No, actually, the mscdfr0-type instructions are the ones I hate. eieio is just fun for jokes though it has practical use as a lightweight barrier. But sheer number of instructions aside, RISC really is now just parlance for load-store. In that sense FISC might be more appropriate: https://news.ycombinator.com/item?id=28601455
ARM is just as bad (in fact worse due to their crazy encodings), and I think RISC-V will eventually metastasize. Even MIPS is getting that way. That said, I'll also add as someone handcoding assembly right now for the Firefox JIT that it was so nice to finally have instructions for GPR<->FPR moves in VSX plus a lot more rounding-type instructions rather than having to serialize the FPSCR by twiddling bits. And VSX is way more complete than VMX used to be (I had to tie myself in knots to write good AltiVec routines). ISA 3.0 added a whopping number of instructions to what was already a large instruction set but I find I'm actually using them.
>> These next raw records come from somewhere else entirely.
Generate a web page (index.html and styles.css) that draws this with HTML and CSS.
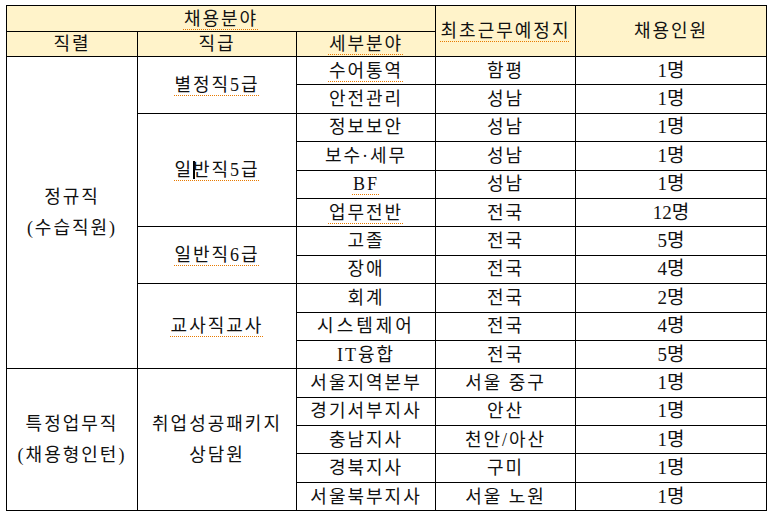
FILE: index.html
```html
<!DOCTYPE html>
<html lang="ko">
<head>
<meta charset="utf-8">
<link rel="stylesheet" href="styles.css">
</head>
<body>
<table class="recruit">
  <colgroup>
    <col class="c1"><col class="c2"><col class="c3"><col class="c4"><col class="c5">
  </colgroup>
  <thead>
    <tr class="h1">
      <th colspan="3"><span class="sp">채용분야</span></th>
      <th rowspan="2"><span class="sp">최초근무예정지</span></th>
      <th rowspan="2">채용인원</th>
    </tr>
    <tr class="h2">
      <th>직렬</th>
      <th>직급</th>
      <th><span class="sp">세부분야</span></th>
    </tr>
  </thead>
  <tbody>
    <tr>
      <td rowspan="11" class="two">정규직<br>(수습직원)</td>
      <td rowspan="2"><span class="sp">별정직5급</span></td>
      <td><span class="sp">수어통역</span></td><td>함평</td><td class="num">1명</td>
    </tr>
    <tr><td>안전관리</td><td>성남</td><td class="num">1명</td></tr>
    <tr>
      <td rowspan="4"><span class="sp">일<span class="caret"></span>반직5급</span></td>
      <td>정보보안</td><td>성남</td><td class="num">1명</td>
    </tr>
    <tr><td>보수·세무</td><td>성남</td><td class="num">1명</td></tr>
    <tr><td><span class="sp">BF</span></td><td>성남</td><td class="num">1명</td></tr>
    <tr><td><span class="sp">업무전반</span></td><td>전국</td><td class="num">12명</td></tr>
    <tr>
      <td rowspan="2"><span class="sp">일반직6급</span></td>
      <td>고졸</td><td>전국</td><td class="num">5명</td>
    </tr>
    <tr><td>장애</td><td>전국</td><td class="num">4명</td></tr>
    <tr>
      <td rowspan="3"><span class="sp">교사직교사</span></td>
      <td>회계</td><td>전국</td><td class="num">2명</td>
    </tr>
    <tr><td class="wide">시스템제어</td><td>전국</td><td class="num">4명</td></tr>
    <tr><td>IT융합</td><td>전국</td><td class="num">5명</td></tr>
    <tr>
      <td rowspan="5" class="two">특정업무직<br>(채용형인턴)</td>
      <td rowspan="5" class="two">취업성공패키지<br>상담원</td>
      <td>서울지역본부</td><td>서울 중구</td><td class="num">1명</td>
    </tr>
    <tr><td>경기서부지사</td><td>안산</td><td class="num">1명</td></tr>
    <tr><td>충남지사</td><td>천안/아산</td><td class="num">1명</td></tr>
    <tr><td>경북지사</td><td>구미</td><td class="num">1명</td></tr>
    <tr><td>서울북부지사</td><td>서울 노원</td><td class="num">1명</td></tr>
  </tbody>
</table>
</body>
</html>
```

FILE: styles.css
```css
html, body {
  margin: 0;
  padding: 0;
  background: #ffffff;
}

body {
  padding: 5px 0 0 6px;
  font-family: "Liberation Serif", "Noto Sans CJK KR", serif;
  color: #111111;
}

.recruit {
  border-collapse: collapse;
  table-layout: fixed;
  width: 760px;
  font-size: 18px;
}

.c1 { width: 131px; }
.c2 { width: 159px; }
.c3 { width: 139px; }
.c4 { width: 140px; }
.c5 { width: 191px; }

.recruit th,
.recruit td {
  border: 1px solid #000000;
  padding: 0;
  text-align: center;
  vertical-align: middle;
  font-weight: normal;
  line-height: 22px;
  letter-spacing: 2px;
  white-space: nowrap;
}

.recruit th {
  background: #fff3ca;
}

.h1 th { height: 25px; }
.h2 th { height: 24px; }

.recruit tbody tr { height: 28.4px; }

.recruit td.two {
  line-height: 31px;
}

.recruit td.wide {
  letter-spacing: 3px;
}

.recruit td.num {
  letter-spacing: 0;
  font-size: 19px;
}

.sp {
  text-decoration: underline dotted #e87a00;
  text-underline-offset: 4px;
  text-decoration-thickness: 1px;
}

.caret {
  display: inline-block;
  width: 0;
  height: 18px;
  border-left: 2px solid #000000;
  vertical-align: -3px;
  margin-right: -2px;
}
```
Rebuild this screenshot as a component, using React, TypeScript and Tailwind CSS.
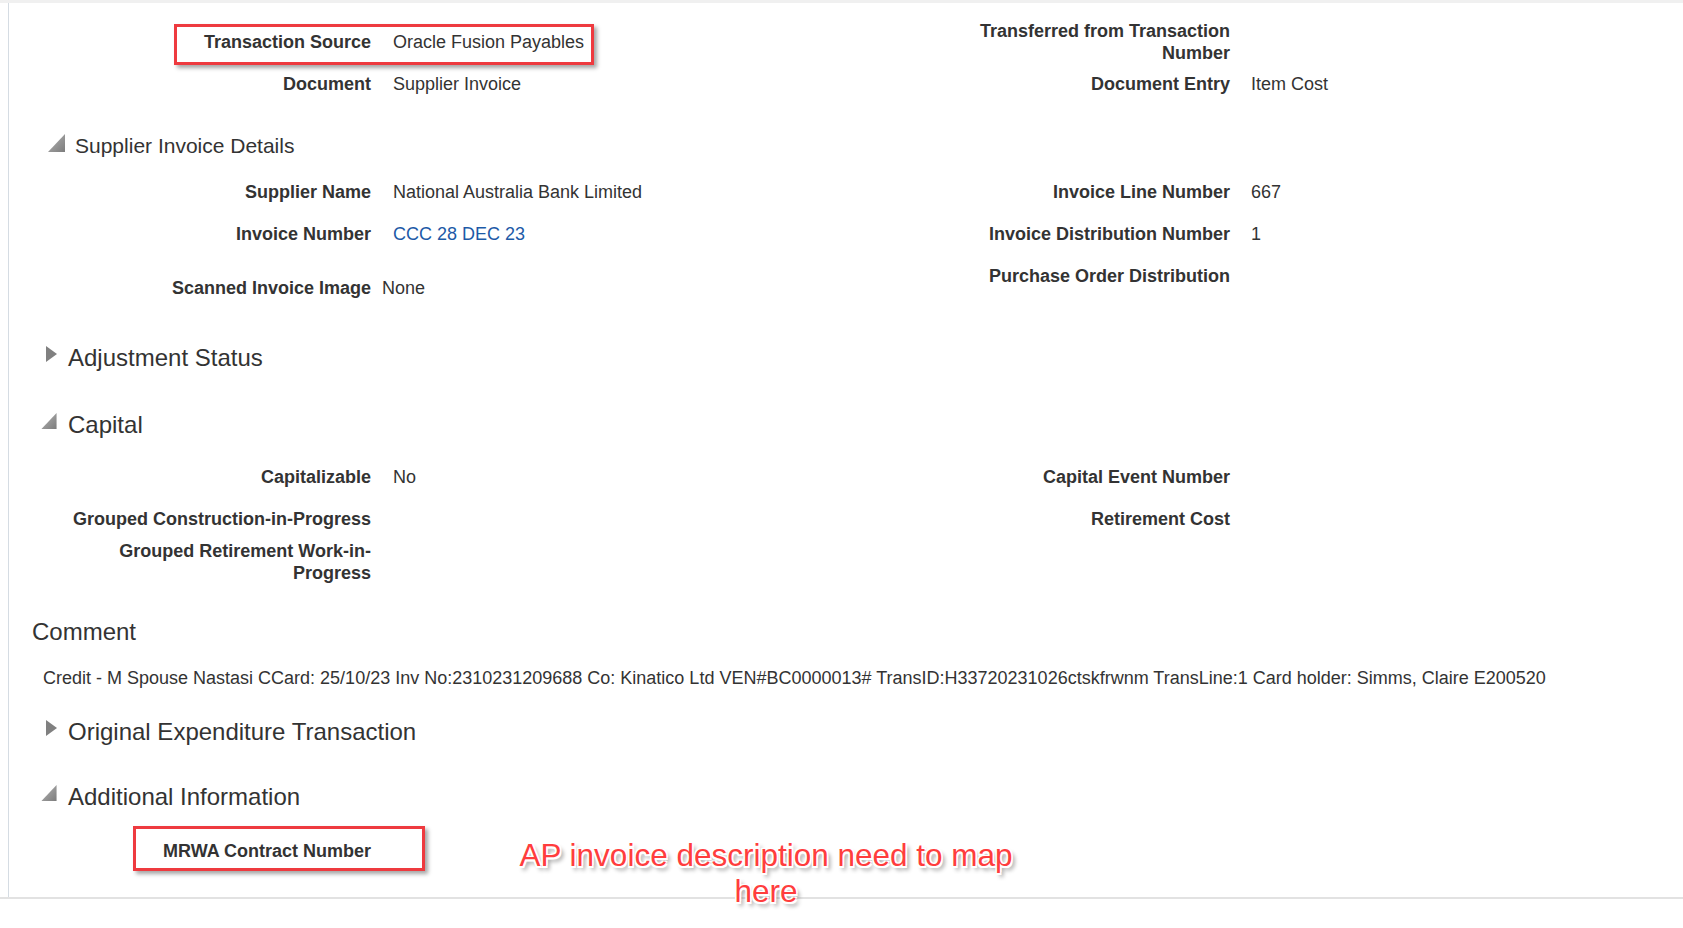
import React from "react";

function Expanded({ className = "" }: { className?: string }) {
  return (
    <svg width="17" height="18" viewBox="0 0 17 18" className={className}>
      <defs>
        <linearGradient id="tg" x1="0" y1="0" x2="1" y2="1">
          <stop offset="0" stopColor="#b5b5b5" />
          <stop offset="1" stopColor="#7c7c7c" />
        </linearGradient>
      </defs>
      <polygon points="17,0 17,18 0,18" fill="url(#tg)" />
    </svg>
  );
}

function Collapsed({ className = "" }: { className?: string }) {
  return (
    <svg width="11" height="16" viewBox="0 0 11 16" className={className}>
      <polygon points="0,0 11,8 0,16" fill="#808080" />
    </svg>
  );
}

function LField({
  label,
  value,
  h = "h-[42px]",
  link = false,
  gap = "pl-[22px]",
}: {
  label: React.ReactNode;
  value?: React.ReactNode;
  h?: string;
  link?: boolean;
  gap?: string;
}) {
  return (
    <div className={`flex items-center ${h}`}>
      <div className="w-[362px] shrink-0 text-right font-bold text-[#333333] leading-[22px]">{label}</div>
      <div className={`${gap} leading-[22px] ${link ? "text-[#1d5aa7]" : "text-[#333333]"}`}>{value}</div>
    </div>
  );
}

function RField({
  label,
  value,
  h = "h-[42px]",
}: {
  label: React.ReactNode;
  value?: React.ReactNode;
  h?: string;
}) {
  return (
    <div className={`flex items-center ${h}`}>
      <div className="w-[381px] shrink-0 text-right font-bold text-[#333333] leading-[22px]">{label}</div>
      <div className="pl-[21px] leading-[22px] text-[#333333]">{value}</div>
    </div>
  );
}

export default function App() {
  return (
    <div className="relative w-[1683px] h-[928px] overflow-hidden bg-white font-['Liberation_Sans',Arial,sans-serif] text-[18px] text-[#333333]">
      <div className="h-[3px] bg-[#f0f0f0]" />
      <div className="ml-[8px] h-[894px] border-l border-[#d5dce3] pt-[17px]">
        {/* top form */}
        <div className="flex">
          <div className="w-[840px] shrink-0">
            <LField h="h-[44px]" label="Transaction Source" value="Oracle Fusion Payables" />
            <LField h="h-[40px]" label="Document" value="Supplier Invoice" />
          </div>
          <div>
            <RField
              h="h-[44px]"
              label={
                <>
                  Transferred from Transaction
                  <br />
                  Number
                </>
              }
            />
            <RField h="h-[40px]" label="Document Entry" value="Item Cost" />
          </div>
        </div>

        {/* Supplier Invoice Details */}
        <div className="mt-[22px] h-[40px] flex items-center pl-[39px]">
          <Expanded className="-mt-[6px]" />
          <span className="ml-[10px] text-[21px] leading-[26px] text-[#333333]">Supplier Invoice Details</span>
        </div>
        <div className="mt-[5px] flex">
          <div className="w-[840px] shrink-0">
            <LField label="Supplier Name" value="National Australia Bank Limited" />
            <LField label="Invoice Number" value="CCC 28 DEC 23" link />
            <div className="mt-[12px]">
              <LField label="Scanned Invoice Image" value="None" gap="pl-[11px]" />
            </div>
          </div>
          <div>
            <RField label="Invoice Line Number" value="667" />
            <RField label="Invoice Distribution Number" value="1" />
            <RField label="Purchase Order Distribution" />
          </div>
        </div>

        {/* Adjustment Status */}
        <div className="mt-[29px] h-[40px] flex items-center pl-[37px]">
          <Collapsed className="-mt-[8px]" />
          <span className="ml-[11px] text-[24px] leading-[28px]">Adjustment Status</span>
        </div>

        {/* Capital */}
        <div className="mt-[27px] h-[40px] flex items-center pl-[32px]">
          <Expanded className="-mt-[8px] w-[16px] h-[16px]" />
          <span className="ml-[11px] text-[24px] leading-[28px]">Capital</span>
        </div>
        <div className="mt-[11px] flex">
          <div className="w-[840px] shrink-0">
            <LField label="Capitalizable" value="No" />
            <LField label="Grouped Construction-in-Progress" />
            <LField
              h="h-[44px]"
              label={
                <>
                  Grouped Retirement Work-in-
                  <br />
                  Progress
                </>
              }
            />
          </div>
          <div>
            <RField label="Capital Event Number" />
            <RField label="Retirement Cost" />
          </div>
        </div>

        {/* Comment */}
        <div className="mt-[30px] h-[36px] flex items-center pl-[23px] text-[24px] leading-[28px]">Comment</div>
        <div className="mt-[10px] h-[36px] flex items-center pl-[34px] text-[18px] whitespace-nowrap">
          Credit - M Spouse Nastasi CCard: 25/10/23 Inv No:2310231209688 Co: Kinatico Ltd VEN#BC0000013# TransID:H33720231026ctskfrwnm TransLine:1 Card holder: Simms, Claire E200520
        </div>

        {/* Original Expenditure Transaction */}
        <div className="mt-[16px] h-[40px] flex items-center pl-[37px]">
          <Collapsed className="-mt-[8px]" />
          <span className="ml-[11px] text-[24px] leading-[28px]">Original Expenditure Transaction</span>
        </div>

        {/* Additional Information */}
        <div className="mt-[25px] h-[40px] flex items-center pl-[32px]">
          <Expanded className="-mt-[8px] w-[16px] h-[16px]" />
          <span className="ml-[11px] text-[24px] leading-[28px]">Additional Information</span>
        </div>
        <div className="mt-[13px]">
          <LField label="MRWA Contract Number" />
        </div>
      </div>
      <div className="h-[2px] bg-[#e2e2e2]" />

      {/* annotation overlays */}
      <div className="absolute left-[174px] top-[24px] w-[420px] h-[41px] border-[3px] border-[#ee3a3f] shadow-[3px_3px_4px_rgba(0,0,0,0.35)]" />
      <div className="absolute left-[133px] top-[826px] w-[292px] h-[45px] border-[3px] border-[#ee3a3f] shadow-[3px_3px_4px_rgba(0,0,0,0.35)]" />
      <div className="absolute left-[766px] top-[837px] -translate-x-1/2 whitespace-nowrap text-center text-[31.5px] leading-[36px] text-[#ff3d3d] [text-shadow:-1.5px_-1.5px_0_#fff,1.5px_-1.5px_0_#fff,-1.5px_1.5px_0_#fff,1.5px_1.5px_0_#fff,0_2px_0_#fff,3px_4px_4px_rgba(0,0,0,0.45)]">
        AP invoice description need to map
        <br />
        here
      </div>
    </div>
  );
}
Would it be quite accurate to say that to get anything resembling performance out of a POWER9 CPU, you need to be extremely careful about the order in which you schedule instructions, cache hints, etc., therefore requiring an extreme degree of knowledge regarding the CPU's inner workings? If so, since it clearly would be infeasible to just write programs in assembly for fun, where did you learn to do this? I would expect it to be at least a little more programmer-friendly than some older RISC designs.